Emerging Markets Back In Favor: 4 Safe, Solid Ways To Profit

 | Nov 28, 2019 07:41

This post was written exclusively for U.K. Investing.com

In late November thoughts naturally turn to the upcoming new year and investment opportunities ahead. A casual glance at a few of the strategy notes already released by the big banks shows that emerging market investment opportunities are a favourite of many.

It is easy to understand the rationale behind this: emerging markets have many supportive big theme mega-trends including progressive urbanisation and a 1.4 billion population increase by 2035 (and within this the rise in importance of a consumption-centric middle class). Naturally there are also lots of potential issues around corporate governance, corruption and the natural volatility from anything that is labelled 'emerging’. It is therefore possibly easier to access the theme via UK-listed investments whose revenues, profits and cash flows are disproportionately generated from emerging market locations.
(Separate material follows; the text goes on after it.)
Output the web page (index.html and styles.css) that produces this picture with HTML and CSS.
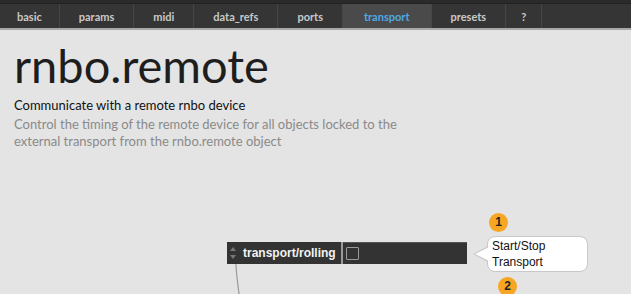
FILE: index.html
```html
<!DOCTYPE html>
<html>
<head>
<meta charset="utf-8">
<link rel="stylesheet" href="styles.css">
</head>
<body>
<div class="topstrip"></div>
<nav class="tabs">
  <div class="tab first">basic</div>
  <div class="tab">params</div>
  <div class="tab">midi</div>
  <div class="tab">data_refs</div>
  <div class="tab">ports</div>
  <div class="tab active">transport</div>
  <div class="tab">presets</div>
  <div class="tab help">?</div>
</nav>
<main class="content">
  <h1 class="title">rnbo.remote</h1>
  <p class="subtitle">Communicate with a remote rnbo device</p>
  <p class="desc">Control the timing of the remote device for all objects locked to the external transport from the rnbo.remote object</p>
  <div class="canvas">
    <svg class="cable" width="40" height="40" viewBox="0 0 40 40"><path d="M10 0 C 10 12, 12 20, 14 40" fill="none" stroke="#9a9a9a" stroke-width="1.2"/></svg>
    <div class="node">
      <div class="msg">
        <svg class="arrows" width="8" height="14" viewBox="0 0 8 14"><path d="M4 1 L7 5 L1 5 Z" fill="#777"/><path d="M4 13 L7 9 L1 9 Z" fill="#777"/></svg>
        <span>transport/rolling</span>
      </div>
      <div class="toggle"><span class="box"></span></div>
    </div>
    <div class="badge b1">1</div>
    <div class="bubble">Start/Stop<br>Transport</div>
    <div class="badge b2">2</div>
  </div>
</main>
</body>
</html>
```
FILE: styles.css
```css
html, body { margin: 0; padding: 0; }
body {
  width: 631px; height: 294px; overflow: hidden;
  background: #e4e4e4;
  font-family: Lato, "Open Sans", sans-serif;
}
.topstrip { height: 3px; background: #2a2a2a; border-bottom: 1px solid #222; }
.tabs {
  display: flex; height: 24px; background: #353535;
  border-bottom: 2px solid #a8a8a8;
}
.tab {
  padding: 0 19px; border-right: 1px solid #464646;
  color: #c9c9c9; font-weight: 700; font-size: 11px;
  display: flex; align-items: center; justify-content: center;
}
.tab.first { padding: 0 17px; }
.tab.help { padding: 0 15px; }
.tab.active { background: #4a4a4a; color: #4fa9e3; padding: 0 21px; }
.content { padding: 0 14px; }
.title {
  margin: 7px 0 0; font-weight: 400; font-size: 47px; line-height: 56px;
  color: #1e1e1e; letter-spacing: 0;
}
.subtitle { margin: 4px 0 0; font-size: 13px; line-height: 17px; color: #111; }
.desc { margin: 2px 0 0; font-size: 13px; line-height: 17px; color: #8a8a8a; width: 400px; }
.canvas { position: relative; height: 140px; }
.node {
  position: absolute; left: 213px; top: 92px; width: 240px; height: 22px;
  display: flex; background: #333;
}
.msg {
  display: flex; align-items: center; gap: 6px; padding: 0 5px 0 2px;
  border-right: 2px solid #9a9a9a;
  font-family: "Liberation Sans", Arial, sans-serif; font-weight: 700; font-size: 12px; color: #f2f2f2;
}
.toggle { flex: 1; display: flex; align-items: center; padding-left: 3px; border-top: 1px solid #555; }
.box { width: 11px; height: 11px; border: 1px solid #9a9a9a; border-radius: 1px; }
.cable { position: absolute; left: 212px; top: 113px; }
.badge {
  position: absolute; width: 19px; height: 19px; border-radius: 50%;
  background: #f6a623; color: #222; font-family: "Liberation Sans", Arial, sans-serif;
  font-weight: 700; font-size: 12px; line-height: 19px; text-align: center;
}
.b1 { left: 475px; top: 63px; }
.b2 { left: 484px; top: 127px; }
.bubble {
  position: absolute; left: 473px; top: 86px; width: 89px; height: 34px;
  padding: 0 6px 0 4px; background: #fff; border: 1px solid #c8c8c8; border-radius: 8px;
  font-family: "Liberation Sans", Arial, sans-serif; font-size: 12px; line-height: 16px; color: #111;
  display: flex; align-items: center;
}
.bubble::before {
  content: ""; position: absolute; left: -15px; top: 9px;
  border-style: solid; border-width: 8px 15px 8px 0;
  border-color: transparent #c8c8c8 transparent transparent;
}
.bubble::after {
  content: ""; position: absolute; left: -13px; top: 10px;
  border-style: solid; border-width: 7px 14px 7px 0;
  border-color: transparent #fff transparent transparent;
}
```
The first big name on the FTSE 100 mentioned by many looking for global emerging market exposure will be Unilever (LON:ULVR). With brands such as Surf, Magnum and Lipton Tea, the consumer goods company already generates more than 60 percent of its near 50 billion euro annual sales from emerging markets. What was marked about the Anglo-Dutch company’s third quarter results in October was the sheer advance of emerging markets with underlying year-on-year sales growth of 5.1 percent versus a derisory 0.1 percent decrease for developed markets.

Clearly the emerging markets theme is strong here but with bond proxy shares such as Unilever being so fashionable among investors over recent years, it is no surprise to see a firm valuation today too. There is no need to chase this share here.